To summarize what others said, there are a few reasons:
1- In C#, there are many things in syntax and semantics that come straight from C++. The fact that methods where not-virtual by default in C++ influenced C#.
2- Having every method virtual by default is a performance concern because every method call must use the object's Virtual Table. Moreover, this strongly limits the Just-In-Time compiler's ability to inline methods and perform other kinds of optimization.
3- Most importantly, if methods are not virtual by default, you can guarantee the behavior of your classes. When they are virtual by default, such as in Java, you can't even guarantee that a simple getter method will do as intended because it could be overridden to do anything in a derived class (of course you can, and should, make the method and/or the class final).
One might wonder, as Zifre mentioned, why the C# language did not go a step further and make classes sealed by default. That's part of the whole debate about the problems of implementation inheritance, which is a very interesting topic.
C# is influenced by C++ (and more). C++ does not enable dynamic dispatch (virtual functions) by default. One (good?) argument for this is the question: "How often do you implement classes that are members of a class hiearchy?". Another reason to avoid enabling dynamic dispatch by default is the memory footprint. A class without a virtual pointer (vpointer) pointing to a virtual table, is ofcourse smaller than the corresponding class with late binding enabled.

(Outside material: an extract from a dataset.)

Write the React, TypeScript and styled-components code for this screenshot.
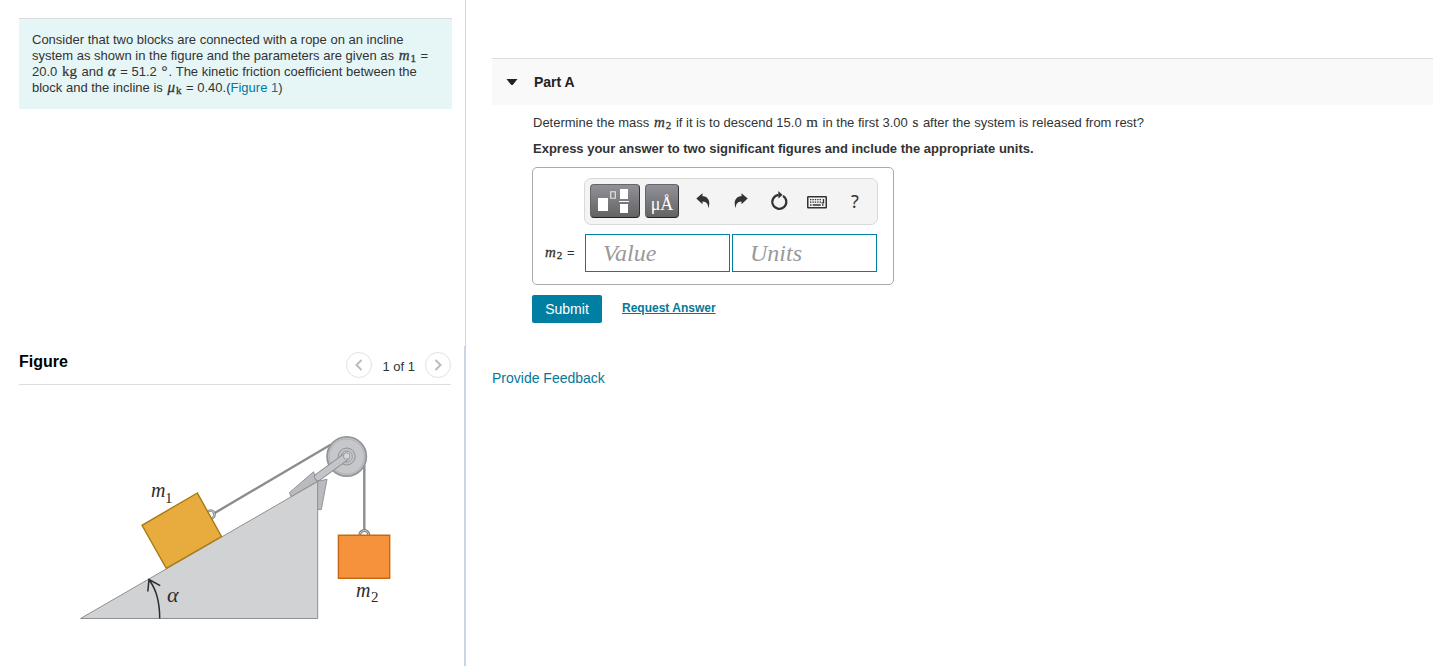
import React from 'react';
import styled, { createGlobalStyle } from 'styled-components';

const TEAL = '#007fa3';
const LINK = '#04789a';
const SERIF = '"Liberation Serif", "Times New Roman", serif';

const GlobalStyle = createGlobalStyle`
  *, *::before, *::after { box-sizing: border-box; }
  body {
    margin: 0;
    background: #fff;
    color: #333;
    font: 13px/16px "Liberation Sans", Arial, sans-serif;
  }
  h2, p { margin: 0; }
  button { font-family: inherit; cursor: pointer; }
`;

const Page = styled.div`
  display: grid;
  grid-template-columns: 466fr 967fr;
  min-height: 100vh;
`;

const Sidebar = styled.aside`
  display: flex;
  flex-direction: column;
`;

const Problem = styled.section`
  min-height: 346px;
  padding: 18px 13px 0 19px;
  border-right: 1px solid #cdd6e6;
`;

const ProblemText = styled.p`
  padding: 13px;
  border-top: 1px solid #d8dcdc;
  background: #e6f6f7;
`;

const FigurePanel = styled.section`
  flex: 1;
  padding: 0 13px 0 19px;
  border-right: 2px solid #c8d6e6;
`;

const FigureHeader = styled.header`
  display: flex;
  justify-content: space-between;
  align-items: center;
  height: 39px;
  border-bottom: 1px solid #ddd;
`;

const FigureTitle = styled.h2`
  padding-bottom: 6px;
  color: #000;
  font-size: 16px;
  line-height: 20px;
`;

const Pager = styled.nav`
  display: flex;
  align-items: center;
  gap: 10px;
`;

const PagerCount = styled.span`
  padding-top: 3px;
`;

const PagerButton = styled.button`
  display: grid;
  place-items: center;
  width: 26px;
  height: 26px;
  padding: 0;
  border: 1px solid #e2e2e2;
  border-radius: 50%;
  background: #fff;
`;

const Drawing = styled.svg`
  display: block;
  width: 340px;
  max-width: 100%;
  margin: 35px 0 0 51px;
`;

const Main = styled.main`
  padding: 58px 0 0 26px;
`;

const PartHeader = styled.button`
  display: flex;
  align-items: center;
  gap: 16px;
  width: 100%;
  height: 47px;
  padding: 0 14px;
  border: 0;
  border-top: 1px solid #ddd;
  background: #f9f9f9;
  color: #222;
  font-size: 14px;
  font-weight: bold;
`;

const PartBody = styled.div`
  display: flex;
  flex-direction: column;
  align-items: flex-start;
  gap: 10px;
  padding: 10px 20px 0 40px;
`;

const Question = styled.p`
  padding-left: 1px;
`;

const Instruction = styled(Question)`
  font-weight: bold;
`;

const MathText = styled.span<{ $upright?: boolean }>`
  padding: 0 1px;
  font-family: ${SERIF};
  font-size: 15px;
  font-style: ${(p) => (p.$upright ? 'normal' : 'italic')};
  line-height: 0;
  -webkit-text-stroke: ${(p) => (p.$upright ? '0.2px' : '0.3px')};
`;

const Sub = styled.sub`
  padding-left: 1px;
  font-size: 11px;
  font-style: normal;
  line-height: 0;
  vertical-align: -2px;
`;

const TextLink = styled.a<{ $kind?: 'strong' | 'large' }>`
  color: ${LINK};
  font-size: ${(p) => (p.$kind === 'strong' ? '12px' : p.$kind === 'large' ? '14px' : 'inherit')};
  font-weight: ${(p) => (p.$kind === 'strong' ? 'bold' : 'normal')};
  text-decoration: ${(p) => (p.$kind === 'strong' ? 'underline' : 'none')};
`;

const AnswerBox = styled.div`
  display: grid;
  grid-template-columns: 40px auto;
  align-items: center;
  row-gap: 9px;
  padding: 10px 15px 12px 11px;
  border: 1px solid #aaa;
  border-radius: 5px;
`;

const Toolbar = styled.div`
  grid-column: 2;
  display: flex;
  align-items: center;
  gap: 5px;
  height: 47px;
  padding: 0 5px 1px;
  border: 1px solid #d9d9d9;
  border-radius: 7px;
  background: #f4f4f4;
`;

const TemplateButton = styled.button<{ $wide?: boolean }>`
  display: grid;
  place-items: center;
  width: ${(p) => (p.$wide ? 50 : 34)}px;
  height: 34px;
  padding: ${(p) => (p.$wide ? 0 : '5px 0 0')};
  border: 1px solid #666;
  border-right-color: #333;
  border-bottom-color: #222;
  border-radius: 4px;
  background: linear-gradient(#91919a, #636363);
  color: #fff;
  font: 18px/24px ${SERIF};
`;

const ToolGroup = styled.div`
  display: flex;
  gap: 4px;
  padding-left: 2px;
`;

const ToolButton = styled.button`
  display: grid;
  place-items: center;
  width: 34px;
  height: 34px;
  padding: 0;
  border: 0;
  background: none;
  color: #333;
  font: 18px/24px "Noto Sans", sans-serif;
`;

const AnswerFields = styled.div`
  display: flex;
  gap: 2px;
  padding: 0 1px;
`;

const AnswerInput = styled.input`
  width: 145px;
  height: 38px;
  padding: 0 17px;
  border: 1px solid ${TEAL};
  background: #fff;
  color: #333;
  font: italic 24px/30px ${SERIF};
  &::placeholder { color: #999; opacity: 1; }
`;

const Actions = styled.div`
  display: flex;
  align-items: center;
  gap: 20px;
`;

const SubmitButton = styled.button`
  width: 70px;
  height: 28px;
  padding: 0;
  border: 0;
  border-radius: 2px;
  background: ${TEAL};
  color: #fff;
  font-size: 14px;
`;

const RequestLine = styled.p`
  padding-bottom: 2px;
`;

const Feedback = styled.footer`
  padding-top: 47px;
`;

const Mass = ({ n }: { n: number }) => (
  <MathText>m<Sub>{n}</Sub></MathText>
);

const Chevron = ({ d }: { d: string }) => (
  <svg width="12" height="14" viewBox="0 0 12 14" fill="none" stroke="#bbb" strokeWidth="2" aria-hidden="true">
    <path d={d} />
  </svg>
);

const InclineFigure = () => (
  <Drawing viewBox="70 420 340 210" role="img" aria-label="Two blocks joined by a rope over a pulley on an incline">
    <path d="M80.5 618.5 317.7 481.5V618.5Z" fill="#d1d2d4" stroke="#8e9093" />
    <g stroke="#8b8d90" strokeWidth="2.4" fill="none">
      <path d="M213 514 331 444.5M364.3 465V531" />
    </g>
    <circle cx="210.5" cy="514.5" r="4" fill="none" stroke="#77797c" strokeWidth="2.6" />
    <circle cx="210.5" cy="514.5" r="4" fill="none" stroke="#d5d6d8" strokeWidth="1" />
    <path d="M197.3 493 142 525.3 166.3 568.3 221.5 536.5Z" fill="#e8ab3d" stroke="#a87b12" strokeWidth="1.4" />
    <circle cx="346.7" cy="456.5" r="19.6" fill="#c5c7ca" stroke="#929497" strokeWidth="1.8" />
    <circle cx="346.7" cy="456.5" r="17.6" fill="none" stroke="#afb1b4" strokeWidth="1" />
    <circle cx="346.7" cy="456.5" r="8.5" fill="#c0c2c5" stroke="#929497" />
    <circle cx="346.7" cy="456.5" r="5.5" fill="#d6d7d9" stroke="#929497" />
    <path d="M289.5 492.5 313.5 471.8 317 481.5 290.8 496.6Z" fill="#b9bbbe" stroke="#929497" strokeWidth="1" />
    <path d="M317.7 481.5 327 479.2 321.3 509.6H317.7Z" fill="#b9bbbe" stroke="#929497" strokeWidth="1" />
    <path d="M346 456.8 318.2 477" stroke="#8b8d90" strokeWidth="8" strokeLinecap="round" />
    <path d="M346 456.8 318.2 477" stroke="#c3c5c8" strokeWidth="6.2" strokeLinecap="round" />
    <circle cx="346.7" cy="456" r="3.3" fill="#d6d7d9" stroke="#929497" strokeWidth=".9" />
    <path d="M359.8 535a4.5 4.5 0 0 1 9 0" fill="none" stroke="#77797c" strokeWidth="3" />
    <path d="M359.8 535a4.5 4.5 0 0 1 9 0" fill="none" stroke="#d5d6d8" strokeWidth="1" />
    <path d="M338.4 535.3H389.7V578.3H338.4Z" fill="#f6923b" stroke="#c46a16" strokeWidth="1.4" />
    <path d="M159.7 618.5Q159.7 594 149.5 580.5M147.8 591.5 149 579.5 160.2 585.7" fill="none" stroke="#2c2c2e" strokeWidth="1.5" />
    <g fill="#2c2c2e" fontFamily="Liberation Serif, serif" fontSize="20">
      <text x="151" y="497" fontStyle="italic">m</text>
      <text x="165" y="503" fontSize="15">1</text>
      <text x="167" y="602" fontStyle="italic" fontSize="22">α</text>
      <text x="356" y="597" fontStyle="italic">m</text>
      <text x="371" y="602" fontSize="15">2</text>
    </g>
  </Drawing>
);

const TemplateIcon = () => (
  <svg width="34" height="26" viewBox="0 0 34 26" fill="#fff" aria-hidden="true">
    <path d="M0 10h10v13H0zM22 1h8v10h-8zM22 16h8v9h-8zM21 13h10v1H21z" />
    <path d="M12.75 3.75h4.5v6.5h-4.5z" fill="none" stroke="#e8e8ea" strokeWidth="1.2" />
  </svg>
);

const UndoIcon = ({ flip = false }: { flip?: boolean }) => (
  <svg width="14" height="16" viewBox="0 0 14 16" fill="#333" aria-hidden="true">
    <path transform={flip ? 'translate(14 0) scale(-1 1)' : undefined} d="M.3 5.6 6.5.2V3.2C12 3.2 15 8 12.3 15.6 12.3 11.4 10.8 8.8 6.5 8.6V11.2Z" />
  </svg>
);

const ResetIcon = () => (
  <svg width="18" height="20" viewBox="0 0 18 20" aria-hidden="true">
    <path d="M13 4.9A7 7 0 1 1 8.6 3.9" fill="none" stroke="#333" strokeWidth="2.2" />
    <path d="M8.4 0 12.6 3.9 8.4 7.4Z" fill="#333" />
  </svg>
);

const KeyboardIcon = () => (
  <svg width="20" height="16" viewBox="0 0 20 16" fill="none" stroke="#333" aria-hidden="true">
    <rect x=".75" y="3.75" width="18.5" height="11" rx=".5" strokeWidth="1.5" />
    <path d="M3 6.7h12M3 9.2h11" strokeWidth="1.2" strokeDasharray="1.4 1" />
    <path d="M3 12h1.5M5.7 12h8M15 12h1.5M16.5 6v3.8h-2" strokeWidth="1.3" />
  </svg>
);

export default function App() {
  return (
    <>
      <GlobalStyle />
      <Page>
        <Sidebar>
          <Problem>
            <ProblemText>
              Consider that two blocks are connected with a rope on an incline system as shown in the figure and the
              parameters are given as <Mass n={1} /> = 20.0 <MathText $upright>kg</MathText> and{' '}
              <MathText>α</MathText> = 51.2 <MathText $upright>°</MathText>. The kinetic friction coefficient between
              the block and the incline is <MathText>μ<Sub>k</Sub></MathText> = 0.40.(<TextLink href="#figure">Figure 1</TextLink>)
            </ProblemText>
          </Problem>
          <FigurePanel id="figure">
            <FigureHeader>
              <FigureTitle>Figure</FigureTitle>
              <Pager aria-label="Figures">
                <PagerButton aria-label="Previous figure"><Chevron d="M8.5 2 3.5 7l5 5" /></PagerButton>
                <PagerCount>1 of 1</PagerCount>
                <PagerButton aria-label="Next figure"><Chevron d="m3.5 2 5 5-5 5" /></PagerButton>
              </Pager>
            </FigureHeader>
            <InclineFigure />
          </FigurePanel>
        </Sidebar>
        <Main>
          <PartHeader aria-expanded="true">
            <svg width="12" height="6" viewBox="0 0 12 6" aria-hidden="true"><path d="M.5 0h11L6.7 6H5.3Z" fill="#222" /></svg>
            Part A
          </PartHeader>
          <PartBody>
            <Question>
              Determine the mass <Mass n={2} /> if it is to descend 15.0 <MathText $upright>m</MathText> in the first
              3.00 <MathText $upright>s</MathText> after the system is released from rest?
            </Question>
            <Instruction>Express your answer to two significant figures and include the appropriate units.</Instruction>
            <AnswerBox>
              <Toolbar>
                <TemplateButton $wide aria-label="Templates"><TemplateIcon /></TemplateButton>
                <TemplateButton aria-label="Units symbols">μÅ</TemplateButton>
                <ToolGroup>
                  <ToolButton aria-label="Undo"><UndoIcon /></ToolButton>
                  <ToolButton aria-label="Redo"><UndoIcon flip /></ToolButton>
                  <ToolButton aria-label="Reset"><ResetIcon /></ToolButton>
                  <ToolButton aria-label="Keyboard shortcuts"><KeyboardIcon /></ToolButton>
                  <ToolButton aria-label="Help">?</ToolButton>
                </ToolGroup>
              </Toolbar>
              <label htmlFor="value"><Mass n={2} /> =</label>
              <AnswerFields>
                <AnswerInput id="value" placeholder="Value" />
                <AnswerInput aria-label="Units" placeholder="Units" />
              </AnswerFields>
            </AnswerBox>
            <Actions>
              <SubmitButton>Submit</SubmitButton>
              <RequestLine><TextLink href="#answer" $kind="strong">Request Answer</TextLink></RequestLine>
            </Actions>
          </PartBody>
          <Feedback>
            <TextLink href="#feedback" $kind="large">Provide Feedback</TextLink>
          </Feedback>
        </Main>
      </Page>
    </>
  );
}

The performance issue is not so easy to say "yes" or "no" to. The reason for this is the Just In Time (JIT) compilation which is a run time optimization in C#.
Another, similar question about "speed of virtual calls.."
The simple reason is design and maintenance cost in addition to performance costs. A virtual method has additional cost as compared with a non-virtual method because the designer of the class must plan for what happens when the method is overridden by another class. This has a big impact if you expect a particular method to update internal state or have a particular behavior. You now have to plan for what happens when a derived class changes that behavior. It's much harder to write reliable code in that situation.
With a non-virtual method you have total control. Anything that goes wrong is the fault of the original author. The code is much easier to reason about.
If all C# methods were virtual then the vtbl would be much bigger.
C# objects only have virtual methods if the class has virtual methods defined. It is true that all objects have type information that includes a vtbl equivalent, but if no virtual methods are defined then only the base Object methods will be present.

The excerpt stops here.